Ordering black currant plants online introduces a layer of legal complexity that catches many gardeners off guard. Even if your state allows black currants, the nursery shipping the plants may be in a state that restricts their sale, or the plants may need to pass through a restrictive state in transit. Most reputable nurseries check destination states before shipping, but not all do, and the legal responsibility falls on both seller and buyer.
At the federal level, USDA APHIS regulates the importation of Ribes plants from other countries. All Ribes propagules except seeds that originate from Europe or New Zealand must enter postentry quarantine. Interstate movement of plants within the U.S. falls primarily under state law, though APHIS maintains a permit system for moving plant pests and regulated articles between states.2eCFR. 7 CFR 330.201 – Permit Requirements
Before ordering live plants, check your state agriculture department’s website for current Ribes regulations. Rules change, and some states have updated their restrictions in recent years as new resistant varieties become available. The safest approach in any restricted state is to buy only named resistant cultivars from a nursery that confirms compliance with your state’s quarantine requirements.
The consequences for growing prohibited Ribes plants are more serious than most gardeners expect. This isn’t a technicality that regulators ignore. State agriculture officials can and do enforce quarantine laws, especially when infected plants threaten nearby forests or commercial timber operations.
At the federal level, the Plant Protection Act authorizes both civil penalties and criminal prosecution for violating plant quarantine requirements.

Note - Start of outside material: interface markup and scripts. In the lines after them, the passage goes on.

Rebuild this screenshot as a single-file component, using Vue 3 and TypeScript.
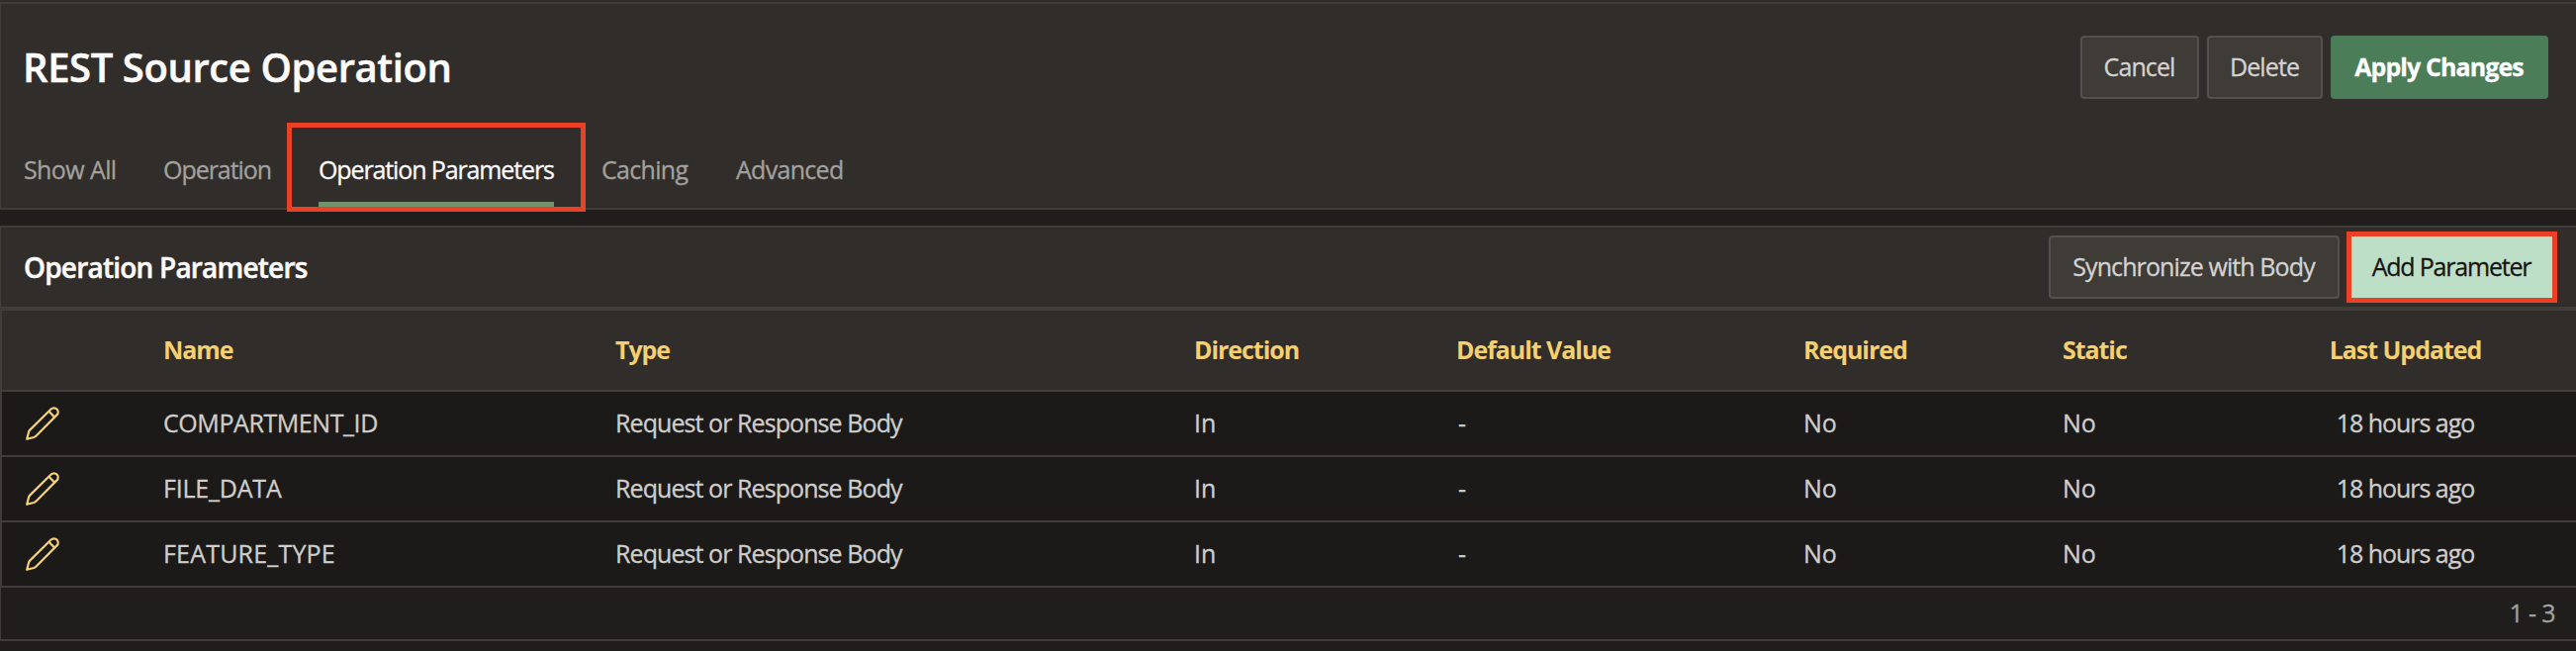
<script setup lang="ts">
interface Tab { label: string; tracking: number; active?: boolean }
interface Parameter { name: string; tracking: number }

const tabs: Tab[] = [
  { label: 'Show All', tracking: -0.6 },
  { label: 'Operation', tracking: -1.05 },
  { label: 'Operation Parameters', tracking: -1.12, active: true },
  { label: 'Caching', tracking: -0.7 },
  { label: 'Advanced', tracking: -0.7 },
]

const columns = ['', 'Name', 'Type', 'Direction', 'Default Value', 'Required', 'Static', 'Last Updated']

const parameters: Parameter[] = [
  { name: 'COMPARTMENT_ID', tracking: -0.42 },
  { name: 'FILE_DATA', tracking: -0.2 },
  { name: 'FEATURE_TYPE', tracking: 0.2 },
]
</script>

<template>
  <div class="page">
    <header class="hero">
      <div class="hero-top">
        <h1>REST Source Operation</h1>
        <div class="actions">
          <button class="btn cancel">Cancel</button>
          <button class="btn delete">Delete</button>
          <button class="btn apply">Apply Changes</button>
        </div>
      </div>
      <nav class="tabs">
        <a v-for="tab in tabs" :key="tab.label" class="tab" :class="{ active: tab.active }">
          <span class="tab-label" :style="{ letterSpacing: tab.tracking + 'px' }">{{ tab.label }}</span>
        </a>
      </nav>
      <div class="callout callout-tab"></div>
    </header>

    <section class="region">
      <div class="region-head">
        <h2>Operation Parameters</h2>
        <div class="region-actions">
          <button class="btn sync">Synchronize with Body</button>
          <button class="btn add">Add Parameter</button>
        </div>
      </div>

      <div class="report">
        <div class="row head">
          <div v-for="col in columns" :key="col" class="cell">{{ col }}</div>
        </div>
        <div v-for="p in parameters" :key="p.name" class="row">
          <div class="cell">
            <svg class="pencil" viewBox="0 0 34 34" fill="none">
              <path d="M1.2 32.8 L3 25.8 Q3.4 24.4 4.4 23.4 L25.6 2.5 A4.05 4.05 0 0 1 31.5 8.4 L10.6 29.6 Q9.6 30.6 8.2 31 Z M23.4 4.8 L29.2 10.6" />
            </svg>
          </div>
          <div class="cell" :style="{ letterSpacing: p.tracking + 'px' }">{{ p.name }}</div>
          <div class="cell">Request or Response Body</div>
          <div class="cell short">In</div>
          <div class="cell dash">-</div>
          <div class="cell short">No</div>
          <div class="cell short">No</div>
          <div class="cell">18 hours ago</div>
        </div>
      </div>
      <div class="pagination">1 - 3</div>
    </section>
  </div>
</template>

<style>
body { margin: 0; background: #201e1c; }
</style>

<style scoped>
* { box-sizing: border-box; }
.page {
  width: 2604px; height: 658px; overflow: hidden;
  background: #201e1c; color: #d0cecb;
  font: 400 25px/34px "Open Sans", "Noto Sans", sans-serif;
  -webkit-text-stroke: 0.3px currentColor;
  padding-top: 2px;
  box-shadow: inset 0 2px #312d2a;
}
h1, h2 { margin: 0; color: #fcfbfa; font-weight: 600; -webkit-text-stroke: 0.5px #fcfbfa; }
.hero {
  position: relative; height: 210px; background: #312d2a;
  border-top: 2px solid #403c38; border-bottom: 2px solid #403c38; border-left: 1px solid #403c38;
}
.hero-top {
  height: 128px; padding: 0 28px 0 23px;
  display: flex; align-items: center; justify-content: space-between;
}
h1 { font-size: 40px; line-height: 54px; letter-spacing: -0.4px; margin-left: -1px; }
.actions, .region-actions { display: flex; align-items: center; gap: 8px; }
.btn {
  height: 64px; padding: 0 1px 2px 0; border: 2px solid #54504b; border-radius: 4px;
  background: #3f3b37; color: #d5d3d0; font: inherit; letter-spacing: -0.9px; white-space: nowrap;
}
.cancel { width: 120px; }
.delete { width: 117px; }
.apply { width: 220px; background: #4a7d58; border-color: #4a7d58; color: #fff; font-weight: 700; }
.sync { width: 294px; }
.add {
  width: 213px; height: 72px; border: 5px solid #ea4025; border-radius: 0;
  background: #bddfc8; color: #161513; letter-spacing: -1.2px;
}
.tabs { display: grid; grid-template-columns: 141px 157px 286px 136px auto; height: 78px; padding-left: 23px; }
.tab { display: flex; color: #a3a19d; white-space: nowrap; }
.tab-label { height: 72px; line-height: 78px; }
.tab.active { color: #fcfbfa; width: 238px; border-bottom: 6px solid #71926a; }
.callout { position: absolute; border: 5px solid #ea4025; }
.callout-tab { left: 289px; top: 120px; width: 302px; height: 90px; }

.region { margin-top: 16px; }
.region-head {
  height: 86px; background: #312d2a; padding: 0 19px 0 23px;
  border-top: 2px solid #403c38; border-bottom: 4px solid #403c38; border-left: 1px solid #403c38;
  display: flex; align-items: center; justify-content: space-between;
}
h2 { font-size: 28px; line-height: 38px; letter-spacing: -0.8px; }
.region-actions { gap: 7px; }
.report { border-left: 2px solid #403c38; }
.row {
  display: grid; grid-template-columns: 163px 457px 585px 265px 351px 262px 237px 219px;
  height: 66px; background: #1b1a18; border-bottom: 2px solid #403c38; align-items: center;
}
.head { height: 82px; background: #312d2a; color: #f6d070; font-weight: 700; -webkit-text-stroke: 0; }
.cell { white-space: nowrap; padding-bottom: 2px; letter-spacing: -0.92px; }
.head .cell { letter-spacing: -1.05px; padding-bottom: 2px; }
.cell:last-child { text-align: center; letter-spacing: -1.03px; }
.cell.short { letter-spacing: 0; }
.cell.dash { padding-left: 2px; }
.pencil { display: block; width: 34px; height: 34px; margin: 1px 0 0 24px; stroke: #f6d070; stroke-width: 2.2; stroke-linejoin: round; }
.pagination {
  height: 54px; border-bottom: 2px solid #403c38; border-left: 1px solid #403c38;
  padding-right: 21px; line-height: 51px; text-align: right; color: #a3a19d; letter-spacing: -0.6px;
}
</style>
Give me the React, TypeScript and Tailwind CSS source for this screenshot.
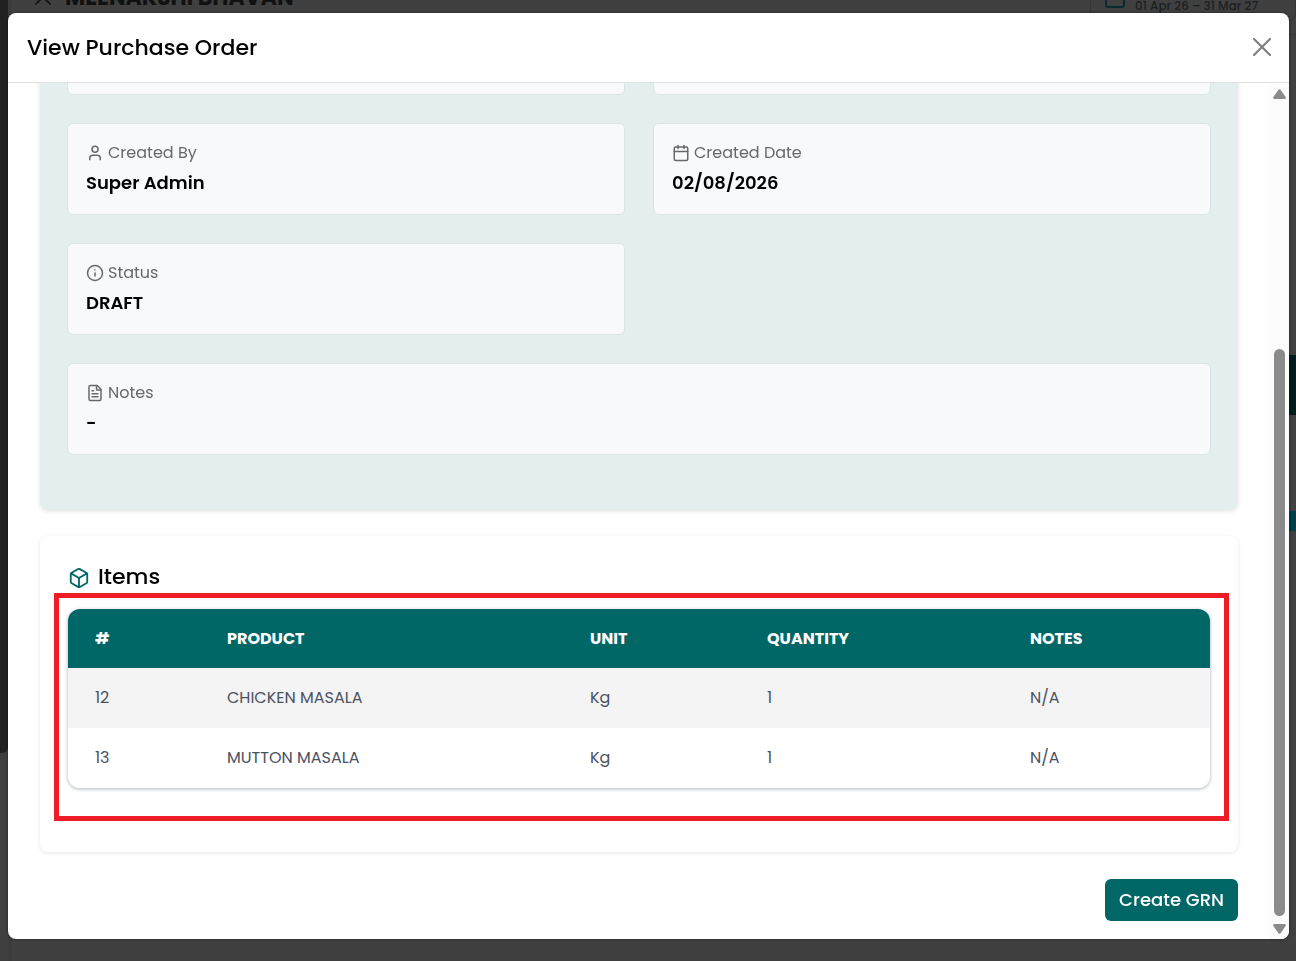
import React from 'react';
import { Box, Calendar, FileText, Info, User, X } from 'lucide-react';

interface FieldProps {
  icon: React.ReactNode;
  label: string;
  value: string;
  wide?: boolean;
}

const ITEMS = [
  { id: 12, product: 'CHICKEN MASALA', unit: 'Kg', quantity: 1, notes: 'N/A' },
  { id: 13, product: 'MUTTON MASALA', unit: 'Kg', quantity: 1, notes: 'N/A' }
];

function Field({ icon, label, value, wide }: FieldProps) {
  return (
    <div
      className={`rounded-md border border-[#dbe3e7] bg-[#f8f9fb] px-[18px] py-[17px] ${wide ? 'col-span-2' : ''}`}
    >
      <dt className="flex h-6 items-center gap-1 text-[16px] text-[#65696d]">
        {icon}
        {label}
      </dt>
      <dd className="mt-1 h-7 text-[18px] leading-7 font-semibold text-black">{value}</dd>
    </div>
  );
}

// The dimmed page behind the dialog
function Backdrop() {
  return (
    <div aria-hidden="true" className="flex h-screen overflow-hidden bg-[#404040]">
      <div className="h-[753px] w-2 shrink-0 rounded-br-md bg-[#212121]" />
      <div className="flex min-w-0 flex-1 flex-col border-l-4 border-[#3c3c3c]">
        <div className="-mt-10 flex h-[75px] shrink-0 items-center justify-between border-b border-[#383838] pl-[17px]">
          <div className="flex items-center gap-2 text-[#111111]">
            <X size={28} strokeWidth={1.5} />
            <span className="text-[22px] font-bold">MEENAKSHI BHAVAN</span>
          </div>
          <div className="flex h-12 w-[206px] items-center gap-2 rounded-lg border border-[#353535] pl-3 text-[#1c1f22]">
            <Calendar size={24} className="text-[#0a2a30]" />
            <span className="pt-[18px] text-[12px] leading-[18px] font-medium">01 Apr 26 – 31 Mar 27</span>
          </div>
        </div>
        <div className="flex flex-col items-end pt-80">
          <div className="h-[60px] w-20 bg-[#001c1a]" />
          <div className="mt-24 h-5 w-20 bg-[#003e49]" />
        </div>
      </div>
    </div>
  );
}

function Scrollbar() {
  return (
    <div aria-hidden="true" className="flex w-[19px] shrink-0 flex-col items-center bg-[#fcfcfc] pt-1.5 pb-[5px]">
      <svg width="13" height="10" viewBox="0 0 13 10" fill="#8b8b8b">
        <path d="M5.4 0.8Q6.5-.4 7.6.8L12.6 8Q13.2 10 11.6 10H1.4Q-.2 10 .4 8Z" />
      </svg>
      <div className="mt-auto h-[567px] w-[11px] rounded-full bg-[#8b8b8b]" />
      <svg className="mt-2" width="13" height="10" viewBox="0 0 13 10" fill="#8b8b8b">
        <path d="M5.4 9.2Q6.5 10.4 7.6 9.2L12.6 2Q13.2 0 11.6 0H1.4Q-.2 0 .4 2Z" />
      </svg>
    </div>
  );
}

function ItemsTable() {
  return (
    <div className="relative">
      <div className="overflow-hidden rounded-xl shadow-[0_1px_3px_1px_rgba(40,60,90,0.25)]">
        <table className="w-full table-fixed text-left text-[16px]">
          <thead className="bg-[#006666] text-white">
            <tr className="h-[59px]">
              <th className="w-[132px] pl-[27px] font-bold">#</th>
              <th className="w-[363px] pl-[27px] font-bold">PRODUCT</th>
              <th className="w-[177px] pl-[27px] font-bold">UNIT</th>
              <th className="w-[263px] pl-[27px] font-bold">QUANTITY</th>
              <th className="w-[207px] pl-[27px] font-bold">NOTES</th>
            </tr>
          </thead>
          <tbody className="text-[#4a5161]">
            {ITEMS.map((item) => (
              <tr key={item.id} className="h-[60px] odd:bg-[#f4f4f4] even:bg-white">
                <td className="pl-[27px]">{item.id}</td>
                <td className="pl-[27px]">{item.product}</td>
                <td className="pl-[27px]">{item.unit}</td>
                <td className="pl-[27px]">{item.quantity}</td>
                <td className="pl-[27px]">{item.notes}</td>
              </tr>
            ))}
          </tbody>
        </table>
      </div>
      {/* Highlight frame around the table */}
      <div className="pointer-events-none absolute -top-4 -right-[19px] -bottom-[33px] -left-3.5 border-5 border-[#ee1c25]" />
    </div>
  );
}

export default function App() {
  return (
    <div className="font-[Poppins,Inter,sans-serif]">
      <Backdrop />
      <div className="fixed inset-0 flex pt-[13px] pr-[7px] pb-[22px] pl-2">
        <div
          role="dialog"
          aria-labelledby="dialog-title"
          className="flex min-w-0 flex-1 flex-col overflow-hidden rounded-lg bg-white shadow-[0_0_3px_rgba(0,0,0,0.5)]"
        >
          <header className="flex h-[70px] shrink-0 items-center justify-between border-b border-[#dee2e6] pr-3.5 pb-px pl-[19px]">
            <h1 id="dialog-title" className="text-[22px] font-medium text-black">
              View Purchase Order
            </h1>
            <button type="button" aria-label="Close" className="text-[#7f7f7f]">
              <svg width="26" height="26" viewBox="0 0 26 26" fill="none" stroke="currentColor" strokeWidth="2.2" strokeLinecap="round">
                <path d="M5 5l16 16M21 5L5 21" />
              </svg>
            </button>
          </header>

          <div className="flex min-h-0 flex-1">
            <main className="flex min-w-0 flex-1 flex-col justify-end overflow-hidden px-8 pb-[18px]">
              <dl className="grid shrink-0 grid-cols-2 gap-7 rounded-b-lg bg-[#e5eeef] px-[27px] pb-[54px] shadow-[0_2px_5px_rgba(0,0,0,0.12)]">
                {/* Lower edge of the row scrolled under the header */}
                <div className="h-24 rounded-md border border-[#dbe3e7] bg-[#f8f9fb]" />
                <div className="h-24 rounded-md border border-[#dbe3e7] bg-[#f8f9fb]" />
                <Field icon={<User size={18} />} label="Created By" value="Super Admin" />
                <Field icon={<Calendar size={18} />} label="Created Date" value="02/08/2026" />
                <Field icon={<Info size={18} />} label="Status" value="DRAFT" />
                <Field icon={<FileText size={18} />} label="Notes" value="-" wide />
              </dl>

              <section className="mt-[27px] shrink-0 rounded-lg bg-white px-7 pt-7 pb-16 shadow-[0_1px_4px_rgba(0,0,0,0.1)]">
                <h2 className="mb-[21px] flex h-6 items-center gap-2 text-[22px] font-medium text-black">
                  <Box size={22} className="mt-1 text-[#006666]" />
                  Items
                </h2>
                <ItemsTable />
              </section>

              <button
                type="button"
                className="mt-[27px] h-[42px] shrink-0 self-end rounded-md bg-[#006666] px-3.5 pb-px text-[18px] font-medium text-white"
              >
                Create GRN
              </button>
            </main>
            <Scrollbar />
          </div>
        </div>
      </div>
    </div>
  );
}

Criminal violations can result in fines and up to one year of imprisonment.3Office of the Law Revision Counsel. 7 USC 7734 – Penalties for Violation State penalties vary but commonly include the authority for agriculture officials to enter private property and destroy prohibited plants, sometimes at the owner’s expense. In states where currants are declared a public nuisance, the plants have essentially no legal protection against removal.
Realistically, a homeowner with a single bush in their backyard is unlikely to face criminal prosecution. The more common outcome is a visit from a state agriculture inspector who orders the plant removed. But for anyone growing at commercial scale in a prohibited state, the financial exposure is real. Plants get destroyed, investment is lost, and fines can follow.
Every state restriction on black currants targets the living plant, not the fruit. Processed black currant products, including jams, jellies, juices, syrups, and candies, are legal to buy and consume anywhere in the United States. The blister rust fungus cannot survive processing, so a jar of black currant preserves poses zero risk of spreading the disease. Imported black currant products from Europe, where the fruit never fell out of culinary fashion, are widely available in specialty grocery stores and online.
One naming quirk trips people up: the “currants” sold in baking aisles at most American grocery stores are usually Zante currants, which are actually small dried grapes (Vitis vinifera) with no botanical relationship to black currants (Ribes nigrum). Zante currants have never been subject to any restriction. If a recipe calls for “currants” without further specification, it almost certainly means the dried grape variety. True black currant products will be labeled as such and usually come at a premium price.